**What is asked**
Your task is to write out the complete listing exactly as it is shown.

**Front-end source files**
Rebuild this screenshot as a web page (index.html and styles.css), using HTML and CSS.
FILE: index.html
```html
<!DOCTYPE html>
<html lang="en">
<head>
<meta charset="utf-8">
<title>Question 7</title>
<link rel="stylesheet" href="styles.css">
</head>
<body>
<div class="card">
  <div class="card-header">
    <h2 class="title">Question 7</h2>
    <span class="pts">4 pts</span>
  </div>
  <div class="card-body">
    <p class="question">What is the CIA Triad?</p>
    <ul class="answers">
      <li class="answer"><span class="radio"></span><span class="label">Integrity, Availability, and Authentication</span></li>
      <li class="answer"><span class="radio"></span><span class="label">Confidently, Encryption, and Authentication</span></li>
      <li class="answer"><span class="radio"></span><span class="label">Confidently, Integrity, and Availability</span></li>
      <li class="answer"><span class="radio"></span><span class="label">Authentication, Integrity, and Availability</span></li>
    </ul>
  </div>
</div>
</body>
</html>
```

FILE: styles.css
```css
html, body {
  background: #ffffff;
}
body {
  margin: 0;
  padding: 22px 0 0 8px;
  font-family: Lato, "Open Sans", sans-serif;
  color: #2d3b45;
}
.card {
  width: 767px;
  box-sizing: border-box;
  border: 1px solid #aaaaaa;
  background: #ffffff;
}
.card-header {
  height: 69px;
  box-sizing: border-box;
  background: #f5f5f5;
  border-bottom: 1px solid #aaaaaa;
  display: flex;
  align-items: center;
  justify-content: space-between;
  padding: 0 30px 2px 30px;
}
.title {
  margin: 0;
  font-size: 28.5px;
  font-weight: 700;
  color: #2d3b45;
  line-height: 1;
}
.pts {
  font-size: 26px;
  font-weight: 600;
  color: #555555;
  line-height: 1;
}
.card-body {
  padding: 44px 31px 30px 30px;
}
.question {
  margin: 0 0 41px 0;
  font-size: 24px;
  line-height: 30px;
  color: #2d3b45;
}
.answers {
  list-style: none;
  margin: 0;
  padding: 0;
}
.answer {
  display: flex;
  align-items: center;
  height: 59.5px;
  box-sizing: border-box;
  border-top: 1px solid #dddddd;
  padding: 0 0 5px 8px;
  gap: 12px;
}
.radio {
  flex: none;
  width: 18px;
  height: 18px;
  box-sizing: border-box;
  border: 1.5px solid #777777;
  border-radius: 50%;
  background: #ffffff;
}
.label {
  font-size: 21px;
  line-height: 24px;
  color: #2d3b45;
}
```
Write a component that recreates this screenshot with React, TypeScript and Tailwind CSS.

**The response**
Rebuild this screenshot as a web page (index.html and styles.css), using HTML and CSS.
FILE: index.html
```html
<!DOCTYPE html>
<html lang="en">
<head>
<meta charset="utf-8">
<title>Question 7</title>
<link rel="stylesheet" href="styles.css">
</head>
<body>
<div class="card">
  <div class="card-header">
    <h2 class="title">Question 7</h2>
    <span class="pts">4 pts</span>
  </div>
  <div class="card-body">
    <p class="question">What is the CIA Triad?</p>
    <ul class="answers">
      <li class="answer"><span class="radio"></span><span class="label">Integrity, Availability, and Authentication</span></li>
      <li class="answer"><span class="radio"></span><span class="label">Confidently, Encryption, and Authentication</span></li>
      <li class="answer"><span class="radio"></span><span class="label">Confidently, Integrity, and Availability</span></li>
      <li class="answer"><span class="radio"></span><span class="label">Authentication, Integrity, and Availability</span></li>
    </ul>
  </div>
</div>
</body>
</html>
```

FILE: styles.css
```css
html, body {
  background: #ffffff;
}
body {
  margin: 0;
  padding: 22px 0 0 8px;
  font-family: Lato, "Open Sans", sans-serif;
  color: #2d3b45;
}
.card {
  width: 767px;
  box-sizing: border-box;
  border: 1px solid #aaaaaa;
  background: #ffffff;
}
.card-header {
  height: 69px;
  box-sizing: border-box;
  background: #f5f5f5;
  border-bottom: 1px solid #aaaaaa;
  display: flex;
  align-items: center;
  justify-content: space-between;
  padding: 0 30px 2px 30px;
}
.title {
  margin: 0;
  font-size: 28.5px;
  font-weight: 700;
  color: #2d3b45;
  line-height: 1;
}
.pts {
  font-size: 26px;
  font-weight: 600;
  color: #555555;
  line-height: 1;
}
.card-body {
  padding: 44px 31px 30px 30px;
}
.question {
  margin: 0 0 41px 0;
  font-size: 24px;
  line-height: 30px;
  color: #2d3b45;
}
.answers {
  list-style: none;
  margin: 0;
  padding: 0;
}
.answer {
  display: flex;
  align-items: center;
  height: 59.5px;
  box-sizing: border-box;
  border-top: 1px solid #dddddd;
  padding: 0 0 5px 8px;
  gap: 12px;
}
.radio {
  flex: none;
  width: 18px;
  height: 18px;
  box-sizing: border-box;
  border: 1.5px solid #777777;
  border-radius: 50%;
  background: #ffffff;
}
.label {
  font-size: 21px;
  line-height: 24px;
  color: #2d3b45;
}
```
Write a component that recreates this screenshot with React, TypeScript and Tailwind CSS.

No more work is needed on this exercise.